**Written exercise:** Copy, exactly as written, the lines that begin at the one containing "Write a component" and end at the one containing "const field = 'mt-1". Skip any pictures in the data below.

** start **

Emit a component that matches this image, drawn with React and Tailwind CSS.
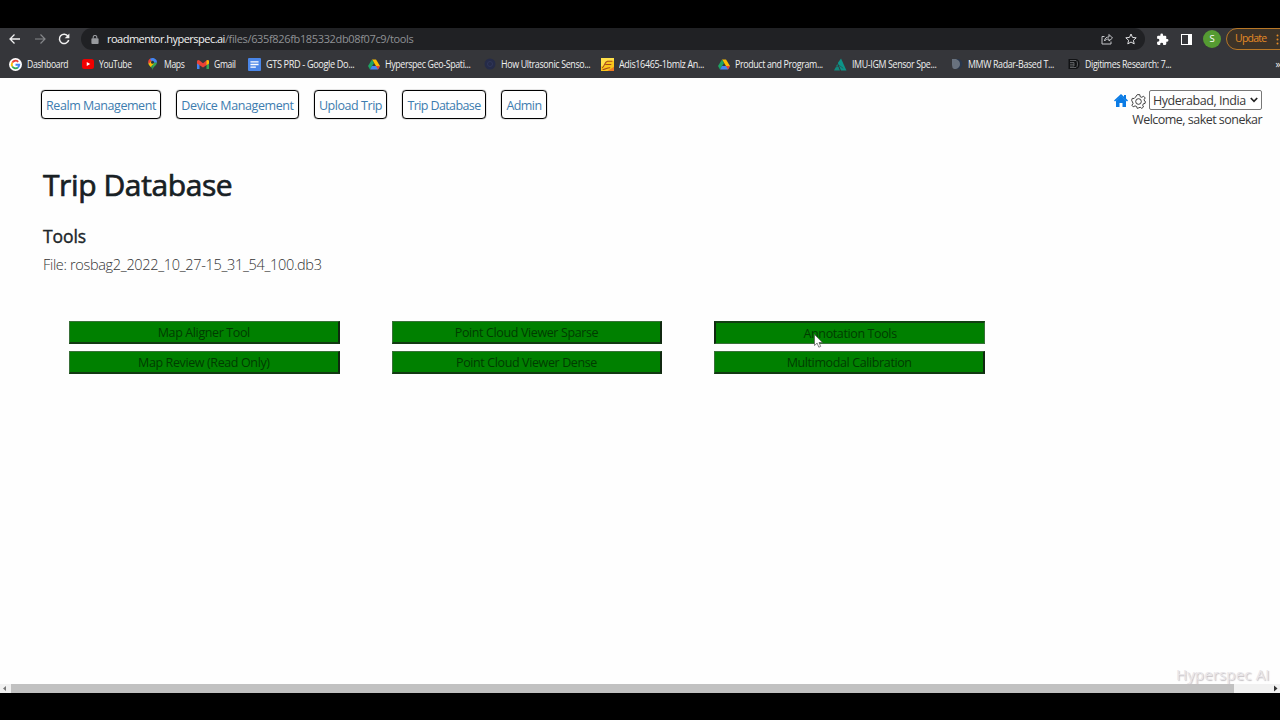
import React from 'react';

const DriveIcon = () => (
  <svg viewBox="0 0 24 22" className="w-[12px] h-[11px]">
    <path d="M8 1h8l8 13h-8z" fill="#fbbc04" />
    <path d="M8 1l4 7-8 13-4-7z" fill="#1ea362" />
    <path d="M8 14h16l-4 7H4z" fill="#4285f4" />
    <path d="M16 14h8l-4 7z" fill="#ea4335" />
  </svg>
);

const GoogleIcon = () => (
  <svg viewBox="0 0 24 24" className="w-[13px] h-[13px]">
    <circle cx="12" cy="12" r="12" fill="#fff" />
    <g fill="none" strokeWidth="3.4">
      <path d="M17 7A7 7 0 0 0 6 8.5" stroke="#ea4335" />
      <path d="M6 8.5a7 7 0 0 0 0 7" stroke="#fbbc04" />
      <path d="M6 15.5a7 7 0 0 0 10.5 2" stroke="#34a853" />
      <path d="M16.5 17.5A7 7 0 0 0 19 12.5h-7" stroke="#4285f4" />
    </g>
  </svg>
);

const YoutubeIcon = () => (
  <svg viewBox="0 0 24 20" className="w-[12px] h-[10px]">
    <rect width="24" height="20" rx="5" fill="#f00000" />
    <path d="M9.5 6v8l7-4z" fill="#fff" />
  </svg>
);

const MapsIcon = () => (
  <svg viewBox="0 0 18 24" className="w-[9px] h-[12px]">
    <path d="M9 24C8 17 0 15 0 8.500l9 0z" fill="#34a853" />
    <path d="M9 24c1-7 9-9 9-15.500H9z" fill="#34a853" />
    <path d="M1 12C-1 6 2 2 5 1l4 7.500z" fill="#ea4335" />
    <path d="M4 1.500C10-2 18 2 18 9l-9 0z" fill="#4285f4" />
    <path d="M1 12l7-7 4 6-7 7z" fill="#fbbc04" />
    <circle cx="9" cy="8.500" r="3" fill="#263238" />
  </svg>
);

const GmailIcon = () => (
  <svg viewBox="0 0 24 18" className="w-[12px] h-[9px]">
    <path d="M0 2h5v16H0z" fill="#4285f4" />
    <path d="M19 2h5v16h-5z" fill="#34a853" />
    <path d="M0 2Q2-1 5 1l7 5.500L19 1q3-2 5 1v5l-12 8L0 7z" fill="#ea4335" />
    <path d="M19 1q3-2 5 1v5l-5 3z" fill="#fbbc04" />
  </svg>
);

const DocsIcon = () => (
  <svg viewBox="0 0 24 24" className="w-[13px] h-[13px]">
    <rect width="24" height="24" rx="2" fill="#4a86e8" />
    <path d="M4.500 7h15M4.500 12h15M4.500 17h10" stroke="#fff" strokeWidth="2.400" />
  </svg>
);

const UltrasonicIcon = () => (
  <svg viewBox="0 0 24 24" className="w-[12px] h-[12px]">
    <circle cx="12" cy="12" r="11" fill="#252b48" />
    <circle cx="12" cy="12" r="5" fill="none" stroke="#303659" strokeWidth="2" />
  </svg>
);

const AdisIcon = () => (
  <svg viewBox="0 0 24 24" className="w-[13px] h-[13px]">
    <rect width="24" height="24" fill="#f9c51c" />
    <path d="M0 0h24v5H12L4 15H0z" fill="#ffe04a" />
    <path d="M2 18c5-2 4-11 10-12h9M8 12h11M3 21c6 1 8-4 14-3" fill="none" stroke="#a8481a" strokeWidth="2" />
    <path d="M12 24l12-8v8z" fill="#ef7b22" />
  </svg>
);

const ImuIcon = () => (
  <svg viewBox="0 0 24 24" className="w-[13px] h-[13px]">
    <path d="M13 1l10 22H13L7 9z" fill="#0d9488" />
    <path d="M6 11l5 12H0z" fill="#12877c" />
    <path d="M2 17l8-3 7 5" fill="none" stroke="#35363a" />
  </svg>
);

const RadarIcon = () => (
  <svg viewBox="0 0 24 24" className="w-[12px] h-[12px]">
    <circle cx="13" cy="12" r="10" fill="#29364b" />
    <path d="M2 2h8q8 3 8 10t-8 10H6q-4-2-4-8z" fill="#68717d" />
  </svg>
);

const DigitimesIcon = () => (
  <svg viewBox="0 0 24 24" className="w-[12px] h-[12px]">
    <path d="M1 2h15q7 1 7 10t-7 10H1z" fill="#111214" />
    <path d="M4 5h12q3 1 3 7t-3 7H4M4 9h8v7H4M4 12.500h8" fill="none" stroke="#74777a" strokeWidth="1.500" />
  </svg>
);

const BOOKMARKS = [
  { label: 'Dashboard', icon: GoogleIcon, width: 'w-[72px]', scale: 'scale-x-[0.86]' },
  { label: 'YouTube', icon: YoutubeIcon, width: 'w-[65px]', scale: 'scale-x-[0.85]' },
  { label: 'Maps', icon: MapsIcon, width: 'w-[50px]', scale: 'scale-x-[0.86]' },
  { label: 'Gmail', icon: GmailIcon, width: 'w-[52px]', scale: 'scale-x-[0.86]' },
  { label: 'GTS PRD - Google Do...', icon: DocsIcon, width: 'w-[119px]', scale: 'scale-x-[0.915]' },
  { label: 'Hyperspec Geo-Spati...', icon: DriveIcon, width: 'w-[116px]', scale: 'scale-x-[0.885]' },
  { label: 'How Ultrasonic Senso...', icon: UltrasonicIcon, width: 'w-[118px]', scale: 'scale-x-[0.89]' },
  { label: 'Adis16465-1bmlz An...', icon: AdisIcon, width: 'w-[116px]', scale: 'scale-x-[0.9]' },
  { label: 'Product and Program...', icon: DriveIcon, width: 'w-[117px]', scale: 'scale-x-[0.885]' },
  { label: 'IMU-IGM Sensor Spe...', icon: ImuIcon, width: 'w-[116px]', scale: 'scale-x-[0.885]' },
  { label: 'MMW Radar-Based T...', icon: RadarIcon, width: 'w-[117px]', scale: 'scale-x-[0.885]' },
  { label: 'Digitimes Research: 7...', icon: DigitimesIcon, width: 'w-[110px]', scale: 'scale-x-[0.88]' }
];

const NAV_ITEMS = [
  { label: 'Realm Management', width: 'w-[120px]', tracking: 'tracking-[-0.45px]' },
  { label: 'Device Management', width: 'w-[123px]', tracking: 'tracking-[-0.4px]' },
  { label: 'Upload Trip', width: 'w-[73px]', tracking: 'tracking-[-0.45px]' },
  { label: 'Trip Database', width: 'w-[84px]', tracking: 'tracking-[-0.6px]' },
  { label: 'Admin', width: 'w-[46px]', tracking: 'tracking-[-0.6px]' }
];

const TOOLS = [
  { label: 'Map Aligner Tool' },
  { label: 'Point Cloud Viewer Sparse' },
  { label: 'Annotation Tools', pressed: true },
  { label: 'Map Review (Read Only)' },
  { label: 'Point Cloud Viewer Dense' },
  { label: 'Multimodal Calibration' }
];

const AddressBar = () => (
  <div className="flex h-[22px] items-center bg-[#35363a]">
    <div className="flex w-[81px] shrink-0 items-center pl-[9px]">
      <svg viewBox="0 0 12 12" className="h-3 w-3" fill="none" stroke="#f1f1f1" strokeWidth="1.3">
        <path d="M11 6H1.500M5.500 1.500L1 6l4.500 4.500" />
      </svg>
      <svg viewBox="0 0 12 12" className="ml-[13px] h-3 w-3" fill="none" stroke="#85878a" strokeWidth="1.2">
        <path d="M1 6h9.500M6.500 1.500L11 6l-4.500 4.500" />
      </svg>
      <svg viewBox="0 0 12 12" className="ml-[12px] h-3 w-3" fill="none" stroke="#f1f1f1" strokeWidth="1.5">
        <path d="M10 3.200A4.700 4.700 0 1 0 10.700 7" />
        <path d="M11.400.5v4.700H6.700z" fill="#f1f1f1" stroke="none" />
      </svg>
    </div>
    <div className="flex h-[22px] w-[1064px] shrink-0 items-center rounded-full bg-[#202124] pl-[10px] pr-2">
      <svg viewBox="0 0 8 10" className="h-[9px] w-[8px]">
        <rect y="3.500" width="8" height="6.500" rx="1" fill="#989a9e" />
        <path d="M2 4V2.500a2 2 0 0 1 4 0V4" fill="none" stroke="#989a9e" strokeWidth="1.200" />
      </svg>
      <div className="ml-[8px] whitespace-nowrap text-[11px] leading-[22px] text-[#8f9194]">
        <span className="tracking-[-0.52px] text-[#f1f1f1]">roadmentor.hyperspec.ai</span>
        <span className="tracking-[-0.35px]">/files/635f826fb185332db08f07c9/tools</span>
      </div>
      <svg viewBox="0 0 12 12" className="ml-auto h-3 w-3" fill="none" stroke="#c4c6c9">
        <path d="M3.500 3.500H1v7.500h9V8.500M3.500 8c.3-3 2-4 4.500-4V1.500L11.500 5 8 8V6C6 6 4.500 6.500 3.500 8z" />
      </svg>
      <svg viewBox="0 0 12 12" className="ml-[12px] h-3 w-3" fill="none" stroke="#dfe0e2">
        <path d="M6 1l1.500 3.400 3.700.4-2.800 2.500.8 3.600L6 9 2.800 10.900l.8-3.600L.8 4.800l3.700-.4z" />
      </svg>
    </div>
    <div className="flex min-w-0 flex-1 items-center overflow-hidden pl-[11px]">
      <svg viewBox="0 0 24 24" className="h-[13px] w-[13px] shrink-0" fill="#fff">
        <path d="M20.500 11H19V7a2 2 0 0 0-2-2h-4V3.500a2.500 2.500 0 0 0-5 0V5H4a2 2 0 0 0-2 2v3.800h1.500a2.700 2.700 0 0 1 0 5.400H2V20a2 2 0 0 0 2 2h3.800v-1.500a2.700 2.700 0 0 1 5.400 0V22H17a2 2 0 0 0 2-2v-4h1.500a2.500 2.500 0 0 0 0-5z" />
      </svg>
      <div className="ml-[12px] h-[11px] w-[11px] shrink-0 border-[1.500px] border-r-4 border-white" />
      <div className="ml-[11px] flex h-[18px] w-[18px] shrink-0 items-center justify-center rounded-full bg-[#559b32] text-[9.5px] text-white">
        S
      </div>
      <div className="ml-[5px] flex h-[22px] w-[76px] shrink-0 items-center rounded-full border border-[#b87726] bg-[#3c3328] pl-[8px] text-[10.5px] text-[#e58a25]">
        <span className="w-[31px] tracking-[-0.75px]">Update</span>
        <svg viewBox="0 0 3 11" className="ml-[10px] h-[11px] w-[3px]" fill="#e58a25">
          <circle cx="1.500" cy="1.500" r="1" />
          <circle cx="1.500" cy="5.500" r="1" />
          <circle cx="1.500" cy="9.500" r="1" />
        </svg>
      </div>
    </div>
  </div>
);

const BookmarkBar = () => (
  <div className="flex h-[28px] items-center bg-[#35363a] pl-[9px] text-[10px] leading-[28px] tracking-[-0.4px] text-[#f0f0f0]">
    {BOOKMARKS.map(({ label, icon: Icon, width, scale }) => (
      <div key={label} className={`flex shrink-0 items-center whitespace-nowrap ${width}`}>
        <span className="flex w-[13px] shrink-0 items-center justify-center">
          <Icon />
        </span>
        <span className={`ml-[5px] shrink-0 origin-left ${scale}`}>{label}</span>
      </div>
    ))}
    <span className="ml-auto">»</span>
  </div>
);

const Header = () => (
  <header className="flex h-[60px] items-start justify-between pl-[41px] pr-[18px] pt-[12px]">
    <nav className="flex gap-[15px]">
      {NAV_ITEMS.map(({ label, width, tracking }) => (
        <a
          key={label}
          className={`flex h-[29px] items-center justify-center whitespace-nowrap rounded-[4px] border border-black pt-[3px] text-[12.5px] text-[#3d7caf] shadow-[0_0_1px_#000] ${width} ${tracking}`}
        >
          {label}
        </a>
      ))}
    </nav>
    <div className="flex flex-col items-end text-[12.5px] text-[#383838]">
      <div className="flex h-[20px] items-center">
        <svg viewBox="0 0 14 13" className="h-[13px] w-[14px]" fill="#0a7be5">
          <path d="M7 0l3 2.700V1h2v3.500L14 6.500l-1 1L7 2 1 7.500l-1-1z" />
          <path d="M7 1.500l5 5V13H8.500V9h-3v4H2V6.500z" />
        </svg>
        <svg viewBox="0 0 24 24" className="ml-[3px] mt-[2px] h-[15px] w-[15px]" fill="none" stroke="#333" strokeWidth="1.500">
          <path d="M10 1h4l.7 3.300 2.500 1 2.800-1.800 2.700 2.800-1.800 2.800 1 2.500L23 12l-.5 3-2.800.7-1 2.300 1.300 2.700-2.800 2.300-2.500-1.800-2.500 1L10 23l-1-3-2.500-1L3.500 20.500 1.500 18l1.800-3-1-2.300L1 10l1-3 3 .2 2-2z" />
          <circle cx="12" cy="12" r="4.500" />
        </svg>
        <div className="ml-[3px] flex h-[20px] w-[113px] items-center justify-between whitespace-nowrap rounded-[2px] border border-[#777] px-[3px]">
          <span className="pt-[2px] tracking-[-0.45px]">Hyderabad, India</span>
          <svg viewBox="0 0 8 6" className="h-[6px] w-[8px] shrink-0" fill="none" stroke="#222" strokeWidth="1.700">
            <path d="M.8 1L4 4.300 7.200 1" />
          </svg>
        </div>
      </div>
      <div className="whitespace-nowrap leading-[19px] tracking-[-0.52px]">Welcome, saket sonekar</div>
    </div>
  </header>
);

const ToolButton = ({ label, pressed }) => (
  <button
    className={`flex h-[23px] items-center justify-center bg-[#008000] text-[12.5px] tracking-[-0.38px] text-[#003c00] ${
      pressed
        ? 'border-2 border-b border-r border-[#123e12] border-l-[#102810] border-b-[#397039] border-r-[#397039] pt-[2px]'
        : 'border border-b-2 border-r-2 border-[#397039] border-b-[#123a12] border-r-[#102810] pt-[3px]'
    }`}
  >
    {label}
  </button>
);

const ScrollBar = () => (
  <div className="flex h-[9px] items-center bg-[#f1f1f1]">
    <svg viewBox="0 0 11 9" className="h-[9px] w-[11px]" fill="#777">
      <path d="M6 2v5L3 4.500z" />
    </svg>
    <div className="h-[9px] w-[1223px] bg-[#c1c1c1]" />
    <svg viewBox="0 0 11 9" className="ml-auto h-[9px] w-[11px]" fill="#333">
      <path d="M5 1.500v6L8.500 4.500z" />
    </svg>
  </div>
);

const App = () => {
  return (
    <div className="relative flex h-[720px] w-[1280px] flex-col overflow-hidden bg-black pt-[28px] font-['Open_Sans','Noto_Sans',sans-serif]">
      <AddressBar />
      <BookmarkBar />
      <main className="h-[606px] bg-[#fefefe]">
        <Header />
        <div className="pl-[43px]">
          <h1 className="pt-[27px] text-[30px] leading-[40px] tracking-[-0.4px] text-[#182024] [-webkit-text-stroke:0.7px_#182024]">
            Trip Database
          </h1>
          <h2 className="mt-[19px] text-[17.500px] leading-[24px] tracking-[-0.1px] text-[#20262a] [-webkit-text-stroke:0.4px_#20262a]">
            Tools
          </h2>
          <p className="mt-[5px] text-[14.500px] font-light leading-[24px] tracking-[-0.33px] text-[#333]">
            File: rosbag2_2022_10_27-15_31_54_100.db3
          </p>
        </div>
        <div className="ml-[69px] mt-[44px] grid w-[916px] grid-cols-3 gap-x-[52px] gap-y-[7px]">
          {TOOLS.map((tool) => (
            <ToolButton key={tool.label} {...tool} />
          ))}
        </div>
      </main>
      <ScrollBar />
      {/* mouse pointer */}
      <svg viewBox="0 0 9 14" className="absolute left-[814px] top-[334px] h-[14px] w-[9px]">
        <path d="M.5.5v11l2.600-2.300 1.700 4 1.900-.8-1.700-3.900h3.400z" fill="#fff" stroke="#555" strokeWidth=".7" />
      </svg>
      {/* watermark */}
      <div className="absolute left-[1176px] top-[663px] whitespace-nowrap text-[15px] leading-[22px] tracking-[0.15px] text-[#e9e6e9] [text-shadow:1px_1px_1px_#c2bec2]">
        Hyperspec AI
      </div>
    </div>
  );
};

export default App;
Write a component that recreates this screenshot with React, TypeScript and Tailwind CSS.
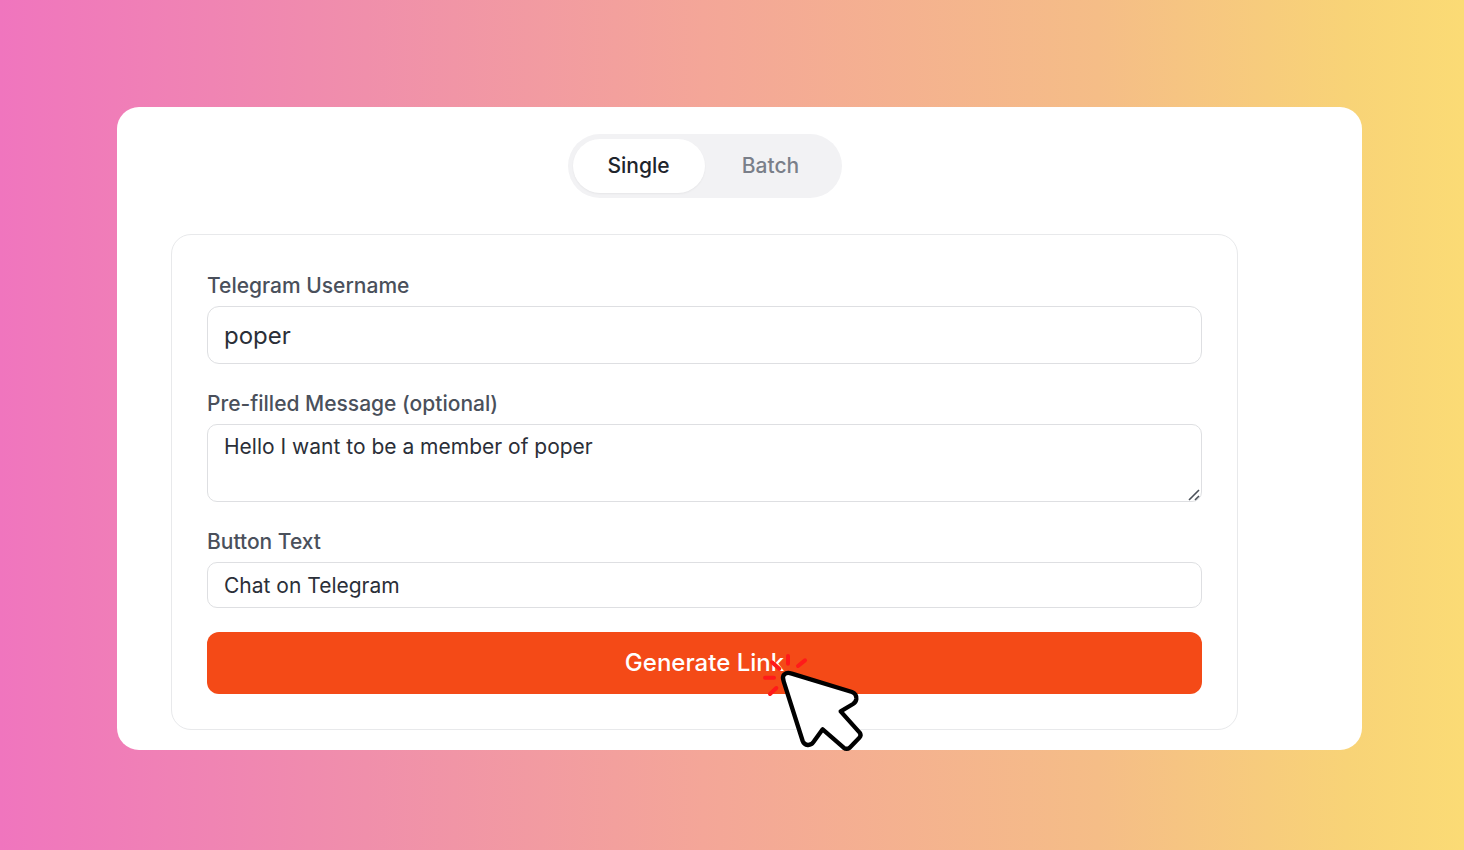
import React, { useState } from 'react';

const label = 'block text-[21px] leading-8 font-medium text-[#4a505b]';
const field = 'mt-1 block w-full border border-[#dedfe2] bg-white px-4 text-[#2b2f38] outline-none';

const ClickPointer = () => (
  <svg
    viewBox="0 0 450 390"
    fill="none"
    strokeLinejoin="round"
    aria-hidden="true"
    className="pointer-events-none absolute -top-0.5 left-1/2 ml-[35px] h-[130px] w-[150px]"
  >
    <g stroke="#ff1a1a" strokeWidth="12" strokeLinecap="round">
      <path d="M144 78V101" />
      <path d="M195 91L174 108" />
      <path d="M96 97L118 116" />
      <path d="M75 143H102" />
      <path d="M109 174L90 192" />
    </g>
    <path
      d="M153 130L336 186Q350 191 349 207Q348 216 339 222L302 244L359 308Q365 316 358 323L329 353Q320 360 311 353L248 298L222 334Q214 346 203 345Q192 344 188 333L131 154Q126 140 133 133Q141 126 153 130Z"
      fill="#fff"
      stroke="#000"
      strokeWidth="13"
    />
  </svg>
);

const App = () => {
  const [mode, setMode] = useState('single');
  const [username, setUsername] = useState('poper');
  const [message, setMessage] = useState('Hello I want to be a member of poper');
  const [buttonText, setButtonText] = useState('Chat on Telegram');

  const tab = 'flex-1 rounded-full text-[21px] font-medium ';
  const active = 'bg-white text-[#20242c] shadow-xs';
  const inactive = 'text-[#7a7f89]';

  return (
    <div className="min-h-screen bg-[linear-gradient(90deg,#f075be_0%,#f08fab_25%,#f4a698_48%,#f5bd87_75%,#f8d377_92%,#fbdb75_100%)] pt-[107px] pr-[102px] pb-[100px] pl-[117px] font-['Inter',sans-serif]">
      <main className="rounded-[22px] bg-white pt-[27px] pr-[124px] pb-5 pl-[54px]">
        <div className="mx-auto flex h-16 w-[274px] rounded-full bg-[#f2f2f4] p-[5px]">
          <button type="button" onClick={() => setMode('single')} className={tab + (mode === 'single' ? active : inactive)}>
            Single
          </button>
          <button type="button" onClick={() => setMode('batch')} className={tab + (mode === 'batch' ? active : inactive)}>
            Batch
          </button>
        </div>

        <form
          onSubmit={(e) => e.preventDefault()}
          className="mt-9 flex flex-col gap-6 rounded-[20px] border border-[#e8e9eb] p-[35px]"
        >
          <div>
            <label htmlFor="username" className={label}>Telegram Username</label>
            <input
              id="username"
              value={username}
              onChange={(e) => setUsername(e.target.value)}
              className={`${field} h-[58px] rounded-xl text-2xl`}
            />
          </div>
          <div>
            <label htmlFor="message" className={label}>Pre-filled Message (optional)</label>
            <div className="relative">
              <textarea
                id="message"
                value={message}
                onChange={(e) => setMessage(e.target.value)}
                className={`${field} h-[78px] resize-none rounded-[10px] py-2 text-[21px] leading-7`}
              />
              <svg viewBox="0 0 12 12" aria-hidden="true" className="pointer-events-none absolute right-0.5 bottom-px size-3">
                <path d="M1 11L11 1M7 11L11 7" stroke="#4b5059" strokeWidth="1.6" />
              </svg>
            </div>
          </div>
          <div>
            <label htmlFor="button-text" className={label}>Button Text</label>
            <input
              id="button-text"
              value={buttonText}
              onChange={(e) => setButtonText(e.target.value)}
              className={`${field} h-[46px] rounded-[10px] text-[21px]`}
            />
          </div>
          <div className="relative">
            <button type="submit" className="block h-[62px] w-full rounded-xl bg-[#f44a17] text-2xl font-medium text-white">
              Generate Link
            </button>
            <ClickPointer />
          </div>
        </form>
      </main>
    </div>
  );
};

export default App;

** end **

**Solution:**
Write a component that recreates this screenshot with React, TypeScript and Tailwind CSS.
import React, { useState } from 'react';

const label = 'block text-[21px] leading-8 font-medium text-[#4a505b]';
const field = 'mt-1 block w-full border border-[#dedfe2] bg-white px-4 text-[#2b2f38] outline-none';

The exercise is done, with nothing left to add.